Extract only the first line of the listing and every line after it up to and including the one with "type Emoji = 'devil'". Omit the pictures.

◆ ◆ ◆ ◆ ◆

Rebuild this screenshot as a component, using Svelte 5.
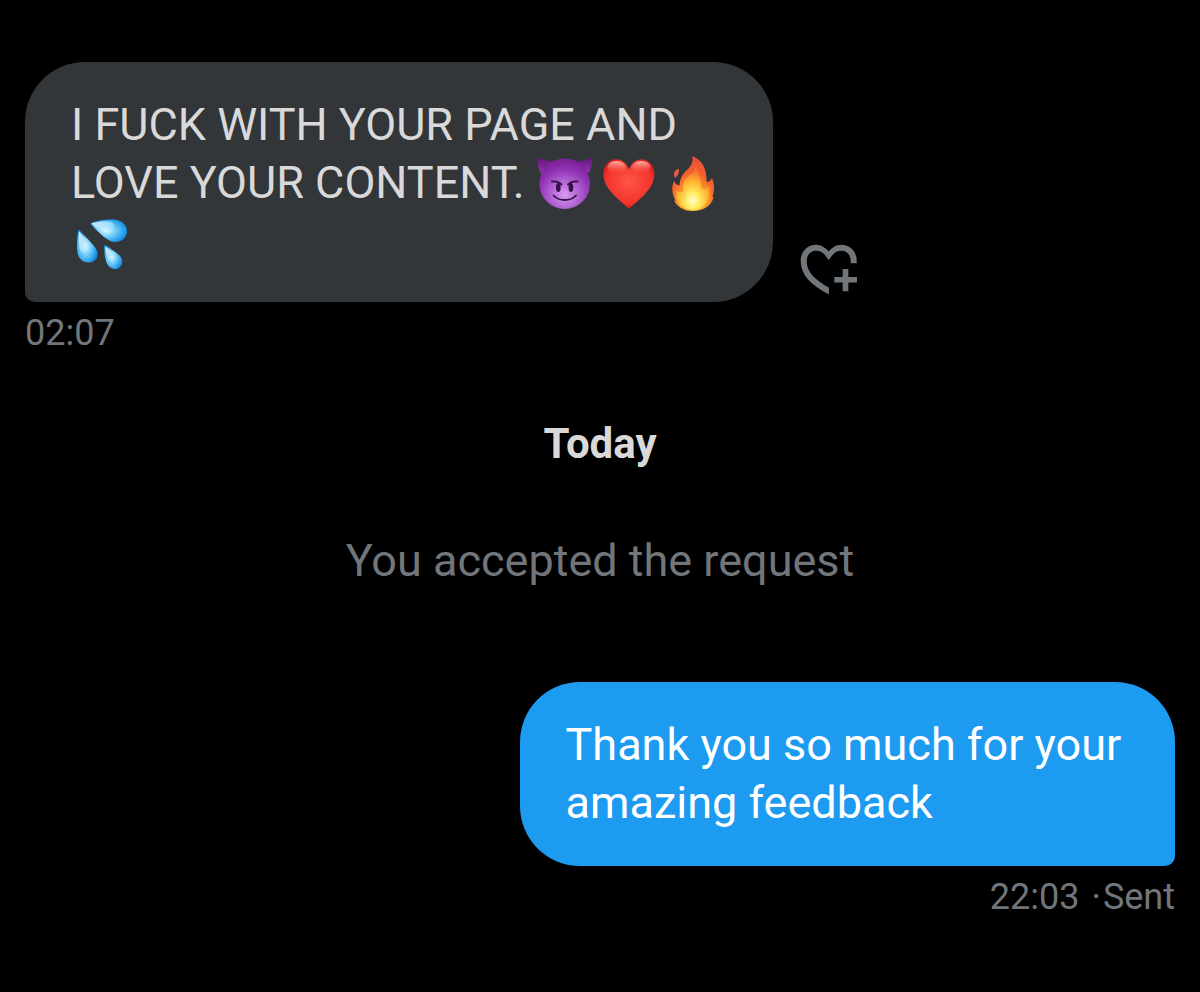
<script lang="ts">
  type Emoji = 'devil' | 'heart' | 'fire' | 'sweat';

  const received = {
    text: 'I FUCK WITH YOUR PAGE AND LOVE YOUR CONTENT.',
    emojis: ['devil', 'heart', 'fire', 'sweat'] as Emoji[],
    time: '02:07'
  };

  const sent = {
    text: 'Thank you so much for your amazing feedback',
    time: '22:03',
    status: 'Sent'
  };
</script>

{#snippet emoji(name: Emoji)}
  <svg class="emoji" viewBox="0 0 64 58" role="img" aria-label={name}>
    {#if name === 'devil'}
      <defs>
        <radialGradient id="devil-face" cx="0.5" cy="0.72" r="0.68">
          <stop offset="0" stop-color="#d79af0" />
          <stop offset="0.4" stop-color="#b264d4" />
          <stop offset="0.75" stop-color="#9132b5" />
          <stop offset="1" stop-color="#7b2399" />
        </radialGradient>
        <linearGradient id="devil-horn" x1="0" y1="0" x2="0" y2="1">
          <stop offset="0" stop-color="#5a1570" />
          <stop offset="1" stop-color="#9a35b5" />
        </linearGradient>
      </defs>
      <path fill="url(#devil-horn)" d="M5 2.5C3.6 8 4.5 15 9 20L24 7C17 7.5 9 6.5 5 2.5Z" />
      <path fill="url(#devil-horn)" d="M58.5 2.5C60 8 59 15 54.5 20L39.5 7C46.5 7.5 54.5 6.5 58.5 2.5Z" />
      <circle cx="31.7" cy="29.7" r="25.3" fill="url(#devil-face)" />
      <ellipse cx="25.3" cy="33.5" rx="2.3" ry="4.5" fill="#35104a" />
      <ellipse cx="37.9" cy="33.5" rx="2.3" ry="4.5" fill="#35104a" />
      <g fill="none" stroke="#35104a" stroke-width="1.8" stroke-linecap="round">
        <path d="M19 27.5C22.5 27 26 28 28.5 30.5" />
        <path d="M44.5 27.5C41 27 37.5 28 35 30.5" />
        <path d="M20.5 41.5C26 47.5 37.5 47.5 43 41.5" />
      </g>
    {:else if name === 'heart'}
      <defs>
        <radialGradient id="heart-fill" cx="0.5" cy="0.45" r="0.62">
          <stop offset="0" stop-color="#ff5547" />
          <stop offset="0.7" stop-color="#f4352c" />
          <stop offset="1" stop-color="#bd1017" />
        </radialGradient>
        <linearGradient id="heart-shine" x1="0" y1="0" x2="0" y2="1">
          <stop offset="0" stop-color="#ffc0b5" stop-opacity="0.9" />
          <stop offset="1" stop-color="#ff6a5c" stop-opacity="0" />
        </linearGradient>
      </defs>
      <path
        fill="url(#heart-fill)"
        d="M32 15.5C29.5 9 25 5.3 19.5 5.3C12 5.3 6.3 11.5 6.3 20C6.3 34 20 44 32 54.7C44 44 57.5 34 57.5 20C57.5 11.5 52 5.3 44.5 5.3C39 5.3 34.5 9 32 15.5Z"
      />
      <ellipse cx="19.5" cy="13" rx="9" ry="6" fill="url(#heart-shine)" />
      <ellipse cx="44.5" cy="13" rx="9" ry="6" fill="url(#heart-shine)" />
    {:else if name === 'fire'}
      <defs>
        <radialGradient id="fire-outer" cx="0.5" cy="0.85" r="0.8">
          <stop offset="0" stop-color="#ffd83c" />
          <stop offset="0.4" stop-color="#ff9a2b" />
          <stop offset="0.7" stop-color="#f4602c" />
          <stop offset="1" stop-color="#e8503a" />
        </radialGradient>
        <radialGradient id="fire-inner" cx="0.5" cy="0.78" r="0.7">
          <stop offset="0" stop-color="#fffbd0" />
          <stop offset="0.25" stop-color="#ffee66" />
          <stop offset="0.65" stop-color="#ffb52e" />
          <stop offset="1" stop-color="#ff8030" stop-opacity="0.5" />
        </radialGradient>
      </defs>
      <path
        fill="url(#fire-outer)"
        d="M31.5 2C42 7 46 15 45.5 28C48.5 28 49.5 26.5 51 24C53.5 30 53.7 37 51.5 42L52.5 44C50 52 42 57 32 57C22 57 15 52 13 46L15 47C11 41 10 33 13 27C14.5 30 16 31 18.5 31.5C19 24 21.5 20 27 15C31 11 32 7 31.5 2Z"
      />
      <path
        fill="url(#fire-inner)"
        d="M34 13C39 19 40 26 40 34C43 36 46 35 48 32C50 44 46 55 32 56C18 55 13 45 15.5 36C18 39 20 39 22.5 37C21 28 24 25 29 21C32.5 18.5 34 16 34 13Z"
      />
      <path fill="#e45a46" d="M17.5 14.5C12.5 17 12 20 14 24C18 20.5 18.5 17.5 17.5 14.5Z" />
    {:else}
      <defs>
        <radialGradient id="drop-fill" cx="0.42" cy="0.5" r="0.6">
          <stop offset="0" stop-color="#d5f5ff" />
          <stop offset="0.4" stop-color="#7bd1fb" />
          <stop offset="0.8" stop-color="#30a4ee" />
          <stop offset="1" stop-color="#1388d9" />
        </radialGradient>
        <linearGradient id="drop-shine" x1="0" y1="0" x2="1" y2="1">
          <stop offset="0" stop-color="#ffffff" stop-opacity="0.9" />
          <stop offset="1" stop-color="#b5ecff" stop-opacity="0" />
        </linearGradient>
      </defs>
      <g fill="url(#drop-fill)">
        <path d="M19.8 11C28 8 36 7 43 7.5C51 8 56 13 56 19C56 26 50 30.5 43.5 30C37 29.5 29 22 20 12.5Z" />
        <path d="M8.2 18C14 24 20 30 24.5 36C28.5 41.5 26.5 48 21 50C14.5 52 7.5 48 6.5 41C5.5 34 6 26 7 18.2Z" />
        <path d="M34 33C39 36 44 39.5 48.5 43.5C53 48 52 54 47 56.5C42 58.5 36.5 55 35 49C33.5 43.5 33 38 33.2 33Z" />
      </g>
      <g fill="url(#drop-shine)">
        <path d="M20.5 11.5C28 9.5 35 9 41 10C45 13 43 20 39 23.5C33 21.5 27 17 20.5 11.5Z" />
        <path d="M8 19.5C13 26 18 31 20 37C17 42 11 42 9 38C7.5 32 7.5 26 8 19.5Z" />
        <path d="M34.2 34.5C39 38 43 41 45 45.5C43.5 49 39 50 37 47C35 42.5 34.5 38 34.2 34.5Z" />
      </g>
    {/if}
  </svg>
{/snippet}

<main class="conversation">
  <section class="message received">
    <div class="row">
      <p class="bubble">
        {received.text}<span class="emojis">{#each received.emojis as name}{@render emoji(name)}<wbr />{/each}</span>
      </p>
      <button class="react" type="button" aria-label="Add reaction">
        <svg viewBox="0 0 58 52" aria-hidden="true">
          <path
            d="M56.7 19.3V17C56.7 7 49.5 0.7 41.5 0.7C36 0.7 32 3.5 28.7 7.5C25.4 3.5 21 0.7 16 0.7C7.5 0.7 0.7 7.5 0.7 17C0.7 31 11 41.5 29 50.3V43.7C14.5 35.5 6.7 28 6.7 17C6.7 11 10.5 6.7 16 6.7C20.5 6.7 23.5 8.5 26 12.5L28.7 16L31.4 12.5C34 8.5 37 6.7 41.5 6.7C47 6.7 50.7 11 50.7 17V19.3Z"
          />
          <path d="M42.7 25H48.3V33H57V38.6H48.3V47.2H42.7V38.6H34.3V33H42.7Z" />
        </svg>
      </button>
    </div>
    <time class="meta">{received.time}</time>
  </section>

  <h2 class="day">Today</h2>
  <p class="notice">You accepted the request</p>

  <section class="message sent">
    <div class="row">
      <p class="bubble">{sent.text}</p>
    </div>
    <div class="meta">
      <time>{sent.time}</time>
      <span class="status"><span>·</span><span>{sent.status}</span></span>
    </div>
  </section>
</main>

<style>
  :global(body) {
    background: #000;
  }

  .conversation {
    display: flex;
    flex-direction: column;
    padding: 62px 25px;
    color: #d9d9d9;
    font-family: Roboto, 'Liberation Sans', sans-serif;
    font-size: 45px;
    line-height: 58px;
  }

  .message {
    display: flex;
    flex-direction: column;
  }

  .row {
    display: flex;
    align-items: flex-end;
    gap: 27px;
  }

  .bubble {
    box-sizing: border-box;
    margin: 0;
    padding: 34px 46px;
  }

  .received .bubble {
    max-width: 65%;
    padding-bottom: 32px;
    background: #323639;
    border-radius: 60px 60px 60px 10px;
  }

  .sent {
    align-items: flex-end;
  }

  .sent .row {
    width: 100%;
    justify-content: flex-end;
  }

  .sent .bubble {
    max-width: 57%;
    color: #fff;
    background: #1d9bf0;
    border-radius: 60px 60px 10px 60px;
  }

  .emojis {
    margin-left: 8px;
  }

  .emoji {
    width: 64px;
    height: 58px;
    vertical-align: top;
  }

  .react {
    flex: none;
    padding: 0 0 6px;
    border: none;
    background: none;
    cursor: pointer;
  }

  .react svg {
    display: block;
    width: 58px;
    height: 52px;
    fill: #71767b;
  }

  .meta {
    display: flex;
    gap: 12px;
    padding-top: 8px;
    color: #71767b;
    font-size: 36px;
    line-height: 46px;
  }

  .status {
    display: flex;
    gap: 2px;
  }

  .day {
    margin: 59px 0;
    font-size: 42px;
    font-weight: 700;
    text-align: center;
  }

  .notice {
    margin: 0 0 92px;
    color: #71767b;
    text-align: center;
  }
</style>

◆ ◆ ◆ ◆ ◆

**Written solution**
Rebuild this screenshot as a component, using Svelte 5.
<script lang="ts">
  type Emoji = 'devil' | 'heart' | 'fire' | 'sweat';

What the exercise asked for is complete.